ダイエットって、多くの女性が通る道ではないかと思う。垣谷美雨は作品の題材を探すのが上手いし、手堅く消化していくあたりは職人技だと感心する。
『あなたのゼイ肉、落とします』だなんて、なかなか上手い題名だと思う。
あなたのゼイ肉、落とします
- ダイエットアドバイザー大庭小萬里を中心とするダイエットにまつわる短編集。
- 大庭小萬里はマスコミには一切登場しない謎の女性だが、彼女の個別指導を受ければ、誰もが痩せられるという設定。
- 「ダイエット出来ないのは生き方とか心のありように問題があるので、それを解決していきましょう」と言うところがコンセプト。
- ダイエットをする事で相談者の人生が変わっていく。
大庭小萬里にダイエットの個別指導を依頼してくる依頼者がそれぞれ主人公になっていて、以前読んだ『あなたの人生、片づけます』と同じ形式。
感想
『あなたの人生、片づけます』と路線は全くおなしだけれど、この作品の方がずっと好みだった。
「そんなに上手く訳ないんじない?」と言うツッコミはこの際、横に置くとして。
「人間っていいな」な感じとか、読後感の爽やかさが素晴らしい。
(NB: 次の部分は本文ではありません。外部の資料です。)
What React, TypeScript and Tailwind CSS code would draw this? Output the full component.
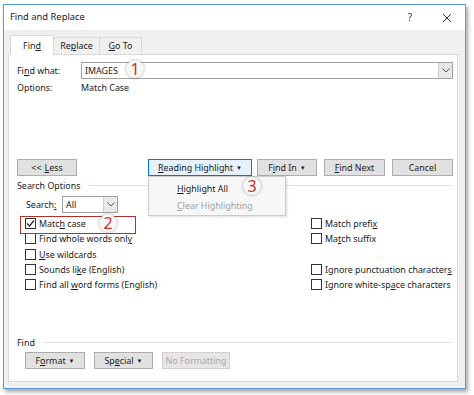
import { ReactNode } from 'react';

const font = { fontFamily: '"Noto Sans", "Open Sans", Arial, sans-serif' };

function Check({ checked, children }: { checked?: boolean; children: ReactNode }) {
  return (
    <div className="flex items-center h-[15.3px]">
      <span className="w-[11px] h-[11px] border border-[#333] bg-white flex items-center justify-center shrink-0">
        {checked && (
          <svg width="9" height="9" viewBox="0 0 9 9">
            <path d="M1 4.5 L3.5 7 L8 1.5" fill="none" stroke="#222" strokeWidth="1.2" />
          </svg>
        )}
      </span>
      <span className="ml-[3px] text-[#1a1a1a]">{children}</span>
    </div>
  );
}

function Btn({ children, w, hot, disabled }: { children: ReactNode; w: string; hot?: boolean; disabled?: boolean }) {
  return (
    <div
      className={`h-[17px] flex items-center justify-center border ${w} ${
        hot
          ? 'bg-[#e5f1fb] border-[#0078d7] text-[#1a1a1a]'
          : disabled
          ? 'bg-[#e6e6e6] border-[#d0d0d0] text-[#a8a8a8]'
          : 'bg-[#e1e1e1] border-[#adadad] text-[#1a1a1a]'
      }`}
    >
      {children}
    </div>
  );
}

const Caret = () => <span className="ml-[3px] text-[6px] leading-none">▼</span>;

function Badge({ n, className }: { n: string; className: string }) {
  return (
    <div
      className={`absolute w-[18px] h-[18px] rounded-full bg-[#f7f7f7] shadow-[0_0_3px_rgba(0,0,0,0.35)] flex items-center justify-center text-[16px] text-[#c0392b] leading-none ${className}`}
    >
      {n}
    </div>
  );
}

function Chevron() {
  return (
    <svg width="8" height="5" viewBox="0 0 8 5">
      <path d="M0.5 0.5 L4 4 L7.5 0.5" fill="none" stroke="#555" strokeWidth="1" />
    </svg>
  );
}

export default function App() {
  return (
    <div className="w-[474px] h-[395px] bg-white overflow-hidden whitespace-nowrap text-[8.9px]" style={font}>
      <div className="ml-[3px] mt-[4px] w-[463px] h-[385px] border border-[#5a9bd5] shadow-[2px_3px_4px_rgba(0,0,0,0.35)] flex flex-col">
        {/* Title bar */}
        <div className="h-[25px] bg-white flex items-center pl-[6px] pr-[13px] shrink-0">
          <span className="text-[9.4px] text-[#222]">Find and Replace</span>
          <span className="ml-auto text-[10px] text-[#333] mr-[30px]">?</span>
          <svg width="10" height="10" viewBox="0 0 10 10">
            <path d="M1 1 L9 9 M9 1 L1 9" stroke="#333" strokeWidth="1" />
          </svg>
        </div>

        <div className="flex-1 bg-[#f0f0f0] flex flex-col pl-[4px] pr-[7px] pb-[6px]">
          {/* Tabs */}
          <div className="flex items-end h-[24px] pl-[2px] text-[#1a1a1a]">
            <div className="h-[20px] w-[44px] bg-white border border-b-0 border-[#d9d9d9] flex items-center justify-center -mb-px relative z-10">
              Fin<u>d</u>
            </div>
            <div className="h-[17px] w-[46px] flex items-center justify-center border-t border-r border-[#d9d9d9]">
              Re<u>p</u>lace
            </div>
            <div className="h-[17px] w-[42px] flex items-center justify-center border-t border-r border-[#d9d9d9]">
              <u>G</u>o To
            </div>
          </div>

          {/* Panel */}
          <div className="flex-1 bg-white border border-[#d9d9d9] relative text-[#1a1a1a]">
            <div className="flex items-center mt-[7px] pl-[8px] pr-[4px]">
              <span className="w-[64px]">Fi<u>n</u>d what:</span>
              <div className="flex-1 h-[17px] border border-[#a0a0a0] flex items-center pl-[3px]">
                <span>IMAGES</span>
                <div className="ml-auto w-[14px] h-[15px] border-l border-[#cfcfcf] bg-[#e8e8e8] flex items-center justify-center">
                  <Chevron />
                </div>
              </div>
            </div>
            <div className="flex items-center pl-[8px] h-[15px] mt-[1px]">
              <span className="w-[64px]">Options:</span>
              <span>Match Case</span>
            </div>

            {/* Buttons */}
            <div className="flex items-center mt-[64px] pl-[8px]">
              <Btn w="w-[60px]">
                &lt;&lt; <u className="ml-[3px]">L</u>ess
              </Btn>
              <div className="ml-[71px]">
                <Btn w="w-[104px]" hot>
                  <u>R</u>eading Highlight<Caret />
                </Btn>
              </div>
              <div className="ml-[5px]">
                <Btn w="w-[60px]">
                  F<u>i</u>nd In<Caret />
                </Btn>
              </div>
              <div className="ml-[7px]">
                <Btn w="w-[61px]">
                  <u>F</u>ind Next
                </Btn>
              </div>
              <div className="ml-[7px]">
                <Btn w="w-[61px]">Cancel</Btn>
              </div>
            </div>

            {/* Search options */}
            <div className="flex items-center pl-[8px] pr-[4px] mt-[3px] h-[13px]">
              <span>Search Options</span>
              <div className="flex-1 ml-[8px] h-px bg-[#e3e3e3]" />
            </div>
            <div className="flex items-center pl-[17px] mt-[4px] h-[17px]">
              <span className="w-[36px]">
                Search<u>:</u>
              </span>
              <div className="w-[56px] h-[17px] border border-[#a0a0a0] flex items-center pl-[3px]">
                <span>All</span>
                <div className="ml-auto w-[14px] h-[15px] border-l border-[#cfcfcf] bg-[#e8e8e8] flex items-center justify-center">
                  <Chevron />
                </div>
              </div>
            </div>

            <div className="grid grid-cols-[286px_1fr] pl-[16px] mt-[3px]">
              <div className="flex flex-col">
                <Check checked>
                  Matc<u>h</u> case
                </Check>
                <Check>
                  Find whole words onl<u>y</u>
                </Check>
                <Check>
                  <u>U</u>se wildcards
                </Check>
                <Check>
                  Sounds li<u>k</u>e (English)
                </Check>
                <Check>
                  Find all <u>w</u>ord forms (English)
                </Check>
              </div>
              <div className="flex flex-col">
                <Check>
                  Match prefi<u>x</u>
                </Check>
                <Check>
                  Ma<u>t</u>ch suffix
                </Check>
                <div className="h-[15.3px]" />
                <Check>
                  Ignore punctuation character<u>s</u>
                </Check>
                <Check>
                  Ignore white-sp<u>a</u>ce characters
                </Check>
              </div>
            </div>

            {/* Find */}
            <div className="flex items-center pl-[8px] pr-[4px] mt-[44px] h-[13px]">
              <span>Find</span>
              <div className="flex-1 ml-[8px] h-px bg-[#e3e3e3]" />
            </div>
            <div className="flex items-center gap-[9px] pl-[16px] mt-[3px]">
              <Btn w="w-[60px]">
                F<u>o</u>rmat<Caret />
              </Btn>
              <Btn w="w-[59px]">
                Sp<u>e</u>cial<Caret />
              </Btn>
              <Btn w="w-[68px]" disabled>
                No Formatting
              </Btn>
            </div>

            {/* Dropdown menu overlay */}
            <div className="absolute left-[139px] top-[121px] w-[138px] h-[40px] bg-[#f7f7f7] border border-[#cccccc] shadow-[1px_1px_2px_rgba(0,0,0,0.15)] flex flex-col pl-[28px] pt-[3px]">
              <div className="h-[17px] flex items-center text-[#1a1a1a]">
                <u>H</u>ighlight All
              </div>
              <div className="h-[17px] flex items-center text-[#a0a0a0]">
                <u>C</u>lear Highlighting
              </div>
            </div>

            {/* Annotation */}
            <div className="absolute left-[11px] top-[161px] w-[116px] h-[18px] border-[1.5px] border-[#b2322b]" />
            <Badge n="1" className="left-[117px] top-[5px]" />
            <Badge n="2" className="left-[90px] top-[159px]" />
            <Badge n="3" className="left-[234px] top-[122px]" />
          </div>
        </div>
      </div>
    </div>
  );
}
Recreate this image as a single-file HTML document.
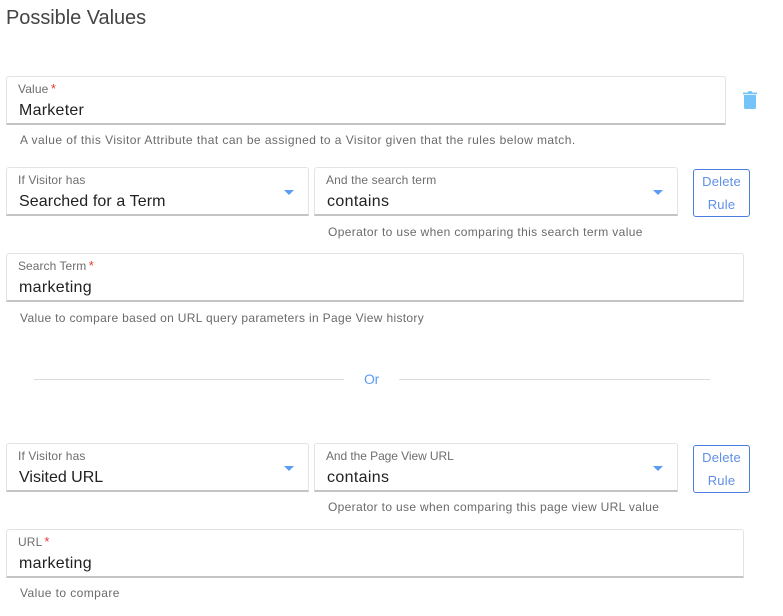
<!DOCTYPE html>
<html>
<head>
<meta charset="utf-8">
<style>
html,body{margin:0;padding:0;background:#fff;width:783px;height:616px;overflow:hidden;font-family:"Liberation Sans",sans-serif;}
.a{position:absolute;white-space:nowrap;}
.box{position:absolute;box-sizing:border-box;background:#fff;border:1px solid #e3e3e3;border-bottom:2px solid #c4c4c4;border-radius:3px 3px 0 0;height:49px;}
.lab{position:absolute;white-space:nowrap;font-size:12px;line-height:14px;color:#6e6e6e;letter-spacing:.12px;}
.lab i{font-style:normal;color:#e53935;font-size:13px;margin-left:-1px;}
.val{position:absolute;white-space:nowrap;font-size:16px;line-height:20px;color:#212121;}
.help{position:absolute;white-space:nowrap;font-size:12px;line-height:14px;color:#6a6a6a;letter-spacing:.42px;}
.arrow{position:absolute;width:0;height:0;border-left:5px solid transparent;border-right:5px solid transparent;border-top:5px solid #5b9cf5;}
.btn{position:absolute;box-sizing:border-box;width:57px;height:48px;border:1px solid #4a7fe0;border-radius:3px;color:#5f8fe8;font-size:13px;line-height:23px;text-align:center;letter-spacing:.2px;}
.line{position:absolute;height:1px;background:#dcdcdc;}
</style>
</head>
<body>
<div class="a" style="left:6px;top:6px;font-size:20px;line-height:24px;color:#444;letter-spacing:-.05px;">Possible Values</div>

<div class="box" style="left:6px;top:76px;width:720px;"></div>
<div class="lab" style="left:18px;top:82px;">Value <i>*</i></div>
<div class="val" style="left:19px;top:101px;letter-spacing:.25px;">Marketer</div>
<svg class="a" style="left:742px;top:90px;" width="16" height="20" viewBox="0 0 16 20"><path d="M1 2.500h4.800L6.500 1h3l.7 1.500H15v1.700H1z" fill="#74c4f7"/><path d="M2 5h12v12.500a1.500 1.500 0 0 1-1.500 1.500h-9A1.500 1.500 0 0 1 2 17.500z" fill="#74c4f7"/></svg>
<div class="help" style="left:20px;top:133px;letter-spacing:.44px;">A value of this Visitor Attribute that can be assigned to a Visitor given that the rules below match.</div>

<div class="box" style="left:6px;top:167px;width:303px;"></div>
<div class="lab" style="left:18px;top:173px;">If Visitor has</div>
<div class="val" style="left:19px;top:192px;letter-spacing:.1px;">Searched for a Term</div>
<div class="arrow" style="left:284px;top:190px;"></div>
<div class="box" style="left:314px;top:167px;width:364px;"></div>
<div class="lab" style="left:326px;top:173px;">And the search term</div>
<div class="val" style="left:327px;top:192px;letter-spacing:.35px;">contains</div>
<div class="arrow" style="left:653px;top:190px;"></div>
<div class="btn" style="left:693px;top:169px;">Delete<br>Rule</div>
<div class="help" style="left:328px;top:225px;letter-spacing:.365px;">Operator to use when comparing this search term value</div>

<div class="box" style="left:6px;top:253px;width:738px;"></div>
<div class="lab" style="left:18px;top:259px;letter-spacing:.05px;">Search Term <i>*</i></div>
<div class="val" style="left:19px;top:278px;letter-spacing:.3px;">marketing</div>
<div class="help" style="left:20px;top:311px;letter-spacing:.33px;">Value to compare based on URL query parameters in Page View history</div>

<div class="line" style="left:34px;top:379px;width:310px;"></div>
<div class="a" style="left:364px;top:371px;font-size:14px;line-height:16px;color:#5b9cf5;letter-spacing:-.3px;">Or</div>
<div class="line" style="left:399px;top:379px;width:311px;"></div>

<div class="box" style="left:6px;top:443px;width:303px;"></div>
<div class="lab" style="left:18px;top:449px;">If Visitor has</div>
<div class="val" style="left:19px;top:468px;">Visited URL</div>
<div class="arrow" style="left:284px;top:466px;"></div>
<div class="box" style="left:314px;top:443px;width:364px;"></div>
<div class="lab" style="left:326px;top:449px;letter-spacing:-.07px;">And the Page View URL</div>
<div class="val" style="left:327px;top:468px;letter-spacing:.35px;">contains</div>
<div class="arrow" style="left:653px;top:466px;"></div>
<div class="btn" style="left:693px;top:445px;">Delete<br>Rule</div>
<div class="help" style="left:328px;top:500px;letter-spacing:.33px;">Operator to use when comparing this page view URL value</div>

<div class="box" style="left:6px;top:529px;width:738px;"></div>
<div class="lab" style="left:18px;top:535px;">URL <i>*</i></div>
<div class="val" style="left:19px;top:554px;letter-spacing:.3px;">marketing</div>
<div class="help" style="left:20px;top:586px;">Value to compare</div>
</body>
</html>
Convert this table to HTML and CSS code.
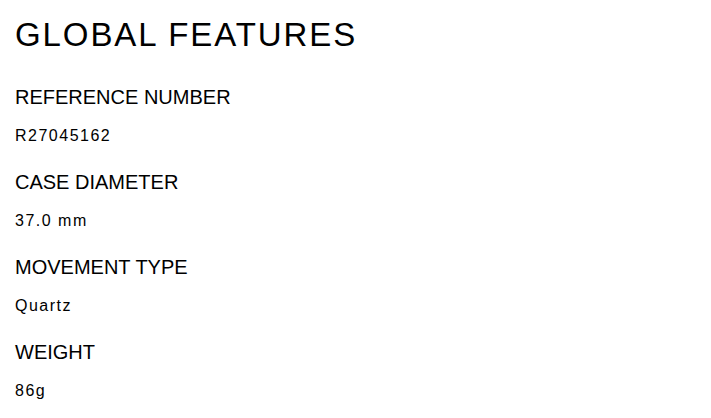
FILE: index.html
```html
<!DOCTYPE html>
<html lang="en">
<head>
<meta charset="utf-8">
<title>Global Features</title>
<link rel="stylesheet" href="styles.css">
</head>
<body>
<section class="features">
  <h1 class="features-title">GLOBAL FEATURES</h1>
  <dl class="features-list">
    <div class="feature">
      <dt class="feature-label">REFERENCE NUMBER</dt>
      <dd class="feature-value">R27045162</dd>
    </div>
    <div class="feature">
      <dt class="feature-label">CASE DIAMETER</dt>
      <dd class="feature-value">37.0 mm</dd>
    </div>
    <div class="feature">
      <dt class="feature-label">MOVEMENT TYPE</dt>
      <dd class="feature-value">Quartz</dd>
    </div>
    <div class="feature">
      <dt class="feature-label">WEIGHT</dt>
      <dd class="feature-value">86g</dd>
    </div>
  </dl>
</section>
</body>
</html>
```
FILE: styles.css
```css
html, body {
  margin: 0;
  padding: 0;
  background: #fff;
  color: #000;
  font-family: "Liberation Sans", Arial, sans-serif;
}

.features {
  padding: 15px 15px 0 15px;
}

.features-title {
  margin: 0;
  font-size: 33px;
  line-height: 40px;
  font-weight: normal;
  letter-spacing: 1.9px;
}

.features-list {
  margin: 30px 0 0 0;
  display: flex;
  flex-direction: column;
  gap: 24px;
}

.feature {
  display: flex;
  flex-direction: column;
  gap: 17px;
}

.feature-label {
  margin: 0;
  font-size: 20px;
  line-height: 24px;
  letter-spacing: 0;
}

.feature-value {
  margin: 0;
  font-size: 16px;
  line-height: 20px;
  letter-spacing: 1.5px;
}
```
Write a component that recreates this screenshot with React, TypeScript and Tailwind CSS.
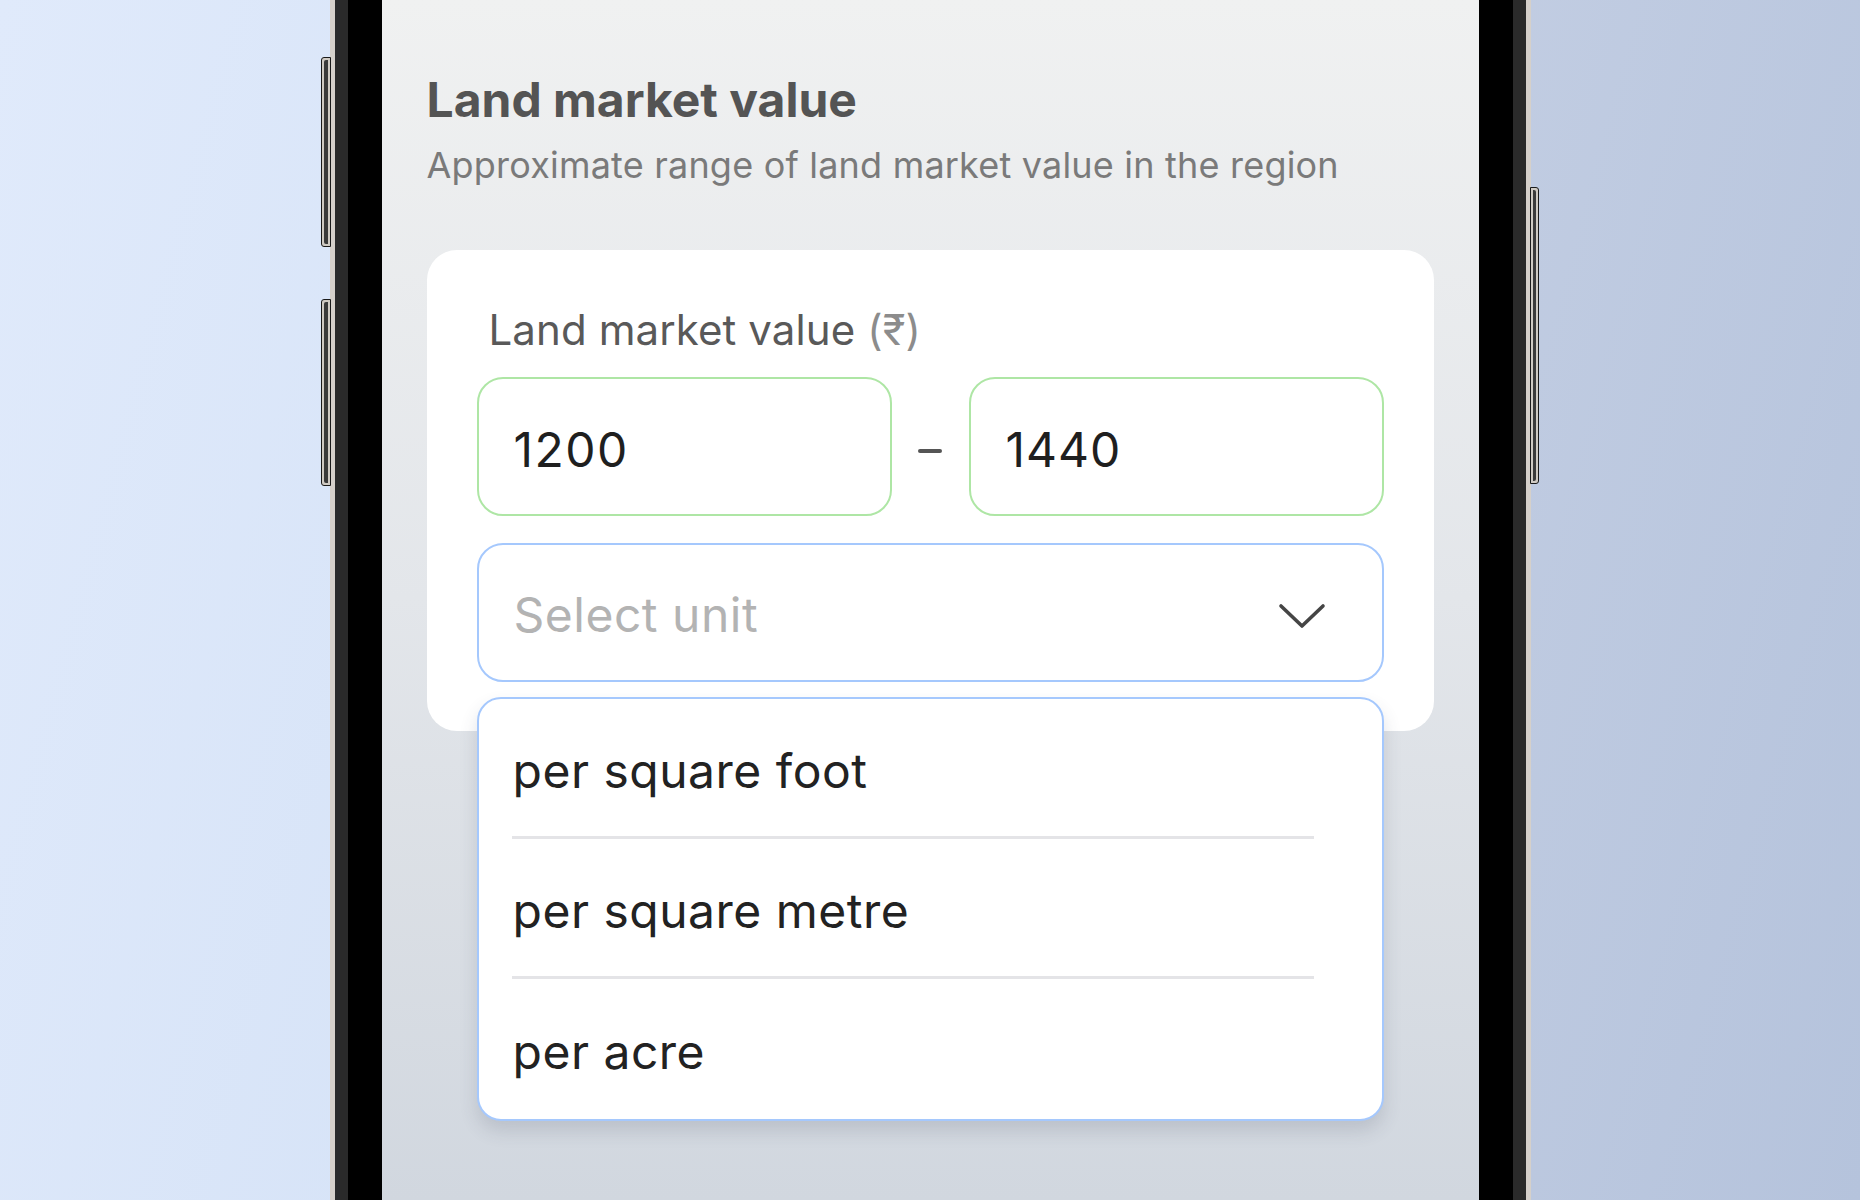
const units = ['per square foot', 'per square metre', 'per acre'];

export default function App() {
  return (
    <div className="h-[1200px] w-full overflow-hidden bg-[linear-gradient(105deg,#e0eafb_0%,#d6e3f7_35%,#c3cee3_65%,#b5c3dc_100%)] flex justify-center font-['Inter','Noto_Sans','DejaVu_Sans',sans-serif]">
      <div className="relative w-[1201px] h-[1200px] shrink-0">
        {/* side buttons */}
        <div className="absolute left-[-9px] top-[57px] h-[190px] w-[10px] rounded-l-[3px] border border-[#1a1a1a] bg-[#cfcac3] p-[2px]">
          <div className="h-full w-full rounded-l-[2px] bg-[#3a3a3a]" />
        </div>
        <div className="absolute left-[-9px] top-[299px] h-[187px] w-[10px] rounded-l-[3px] border border-[#1a1a1a] bg-[#cfcac3] p-[2px]">
          <div className="h-full w-full rounded-l-[2px] bg-[#3a3a3a]" />
        </div>
        <div className="absolute right-[-8px] top-[187px] h-[297px] w-[9px] rounded-r-[3px] border border-[#1a1a1a] bg-[#cfcac3] p-[2px]">
          <div className="h-full w-full rounded-r-[2px] bg-[#3a3a3a]" />
        </div>

        {/* frame */}
        <div className="h-full bg-[#d5d0ca] px-[5px]">
          <div className="h-full bg-[#2a2a2a] px-[13px]">
            <div className="h-full bg-black px-[34px]">
              {/* screen */}
              <div className="h-full overflow-hidden bg-linear-to-b from-[#f0f1f1] via-[#e3e6ea] to-[#d1d7df] px-[45px] pt-[71px]">
                <h1 className="text-[48px] leading-[58px] font-bold text-[#545454]">
                  Land market value
                </h1>
                <p className="mt-[15px] text-[36px] leading-[42px] text-[#7a7a7a] tracking-[0.2px]">
                  Approximate range of land market value in the region
                </p>

                {/* card */}
                <div className="mt-[64px] rounded-[30px] bg-white px-[50px] pt-[55px] pb-[49px]">
                  <div className="pl-[12px] text-[42px] leading-[50px] text-[#595959] tracking-[0.1px]">
                    Land market value <span className="text-[#8c8c8c]">(₹)</span>
                  </div>

                  <div className="mt-[22px] flex items-center">
                    <div className="flex h-[139px] w-[415px] items-center rounded-[26px] border-2 border-[#aee6a5] px-[35px] pt-[6px] text-[48px] leading-none text-[#1f1f1f] tracking-[1.5px]">
                      1200
                    </div>
                    <div className="flex flex-1 justify-center pt-[8px]">
                      <div className="h-[4px] w-[24px] rounded-full bg-[#555555]" />
                    </div>
                    <div className="flex h-[139px] w-[415px] items-center rounded-[26px] border-2 border-[#aee6a5] px-[35px] pt-[6px] text-[48px] leading-none text-[#1f1f1f] tracking-[1px]">
                      1440
                    </div>
                  </div>

                  <div className="relative mt-[27px]">
                    <div className="flex h-[139px] items-center justify-between rounded-[26px] border-2 border-[#a5c8fd] pl-[35px] pr-[55px] pt-[4px] text-[48px] leading-none text-[#b3b3b3] tracking-[0.5px]">
                      <span>Select unit</span>
                      <svg width="50" height="28" viewBox="0 0 50 28" fill="none" className="mt-[2px]">
                        <path d="M4 4 L25 24 L46 4" stroke="#454545" strokeWidth="3.6" strokeLinecap="round" strokeLinejoin="round" />
                      </svg>
                    </div>

                    {/* dropdown menu */}
                    <div className="absolute left-0 right-0 top-[calc(100%+15px)] z-10 rounded-[24px] border-2 border-[#a5c8fd] bg-white shadow-[0_10px_18px_rgba(60,70,90,0.16)]">
                      {units.map((u, i) => (
                        <div key={u} className="flex h-[140px] flex-col justify-center">
                          <div className="flex flex-1 items-center pl-[34px] pt-[6px] text-[48px] leading-none text-[#222222] tracking-[0.5px]">
                            {u}
                          </div>
                          {i < units.length - 1 && (
                            <div className="ml-[33px] mr-[68px] h-[3px] bg-[#e4e4e7]" />
                          )}
                        </div>
                      ))}
                    </div>
                  </div>
                </div>
              </div>
            </div>
          </div>
        </div>
      </div>
    </div>
  );
}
軽めでササッっと読めるタイプの作品なので、ガッツリ系が読みたい人にはオススメ出来ないけれど、万人受けする作品だと思う。
私が特に気に入ったのは10歳の男の子が主人公の話。
母子家庭で母親がちゃんとした食事を用意出来ない事が原因で肥満になっていた少年に大庭小萬里が「自分で作りなさい」と料理を教える。
なんだか色々と上手く行き過ぎな感じではあったけれど、若い人が良い方向に進んでいく話は読んでいて気持ちが良い。
逆に全く好きになれなかったのが、交通事故で一時的に記憶喪失になった男性の話。
ネタバレになっちゃうので核心に触れる部分が書けないのが残念なのだけど、解決方法にしても、解決していく過程にしても主人公男性のしてきた事を思うと「え~。ないわぁ~」と思ってしまった。
良い話としてまとまってはいるものの、一歩間違えば…と思うと微妙に喜べなかったし、そもそも主人公の男性を1ミリも好きになれかった。
それにしても、この作家さんは「今の世の中」を描くのが上手い人だな…と感心する。
子育て、断捨離、ダイエット、老後の資金……。
巷で話題になっている事ばかりがテーマになっていて、作品への盛り込み方がとても上手い。今後も是非、作品を追っていきたいと思う。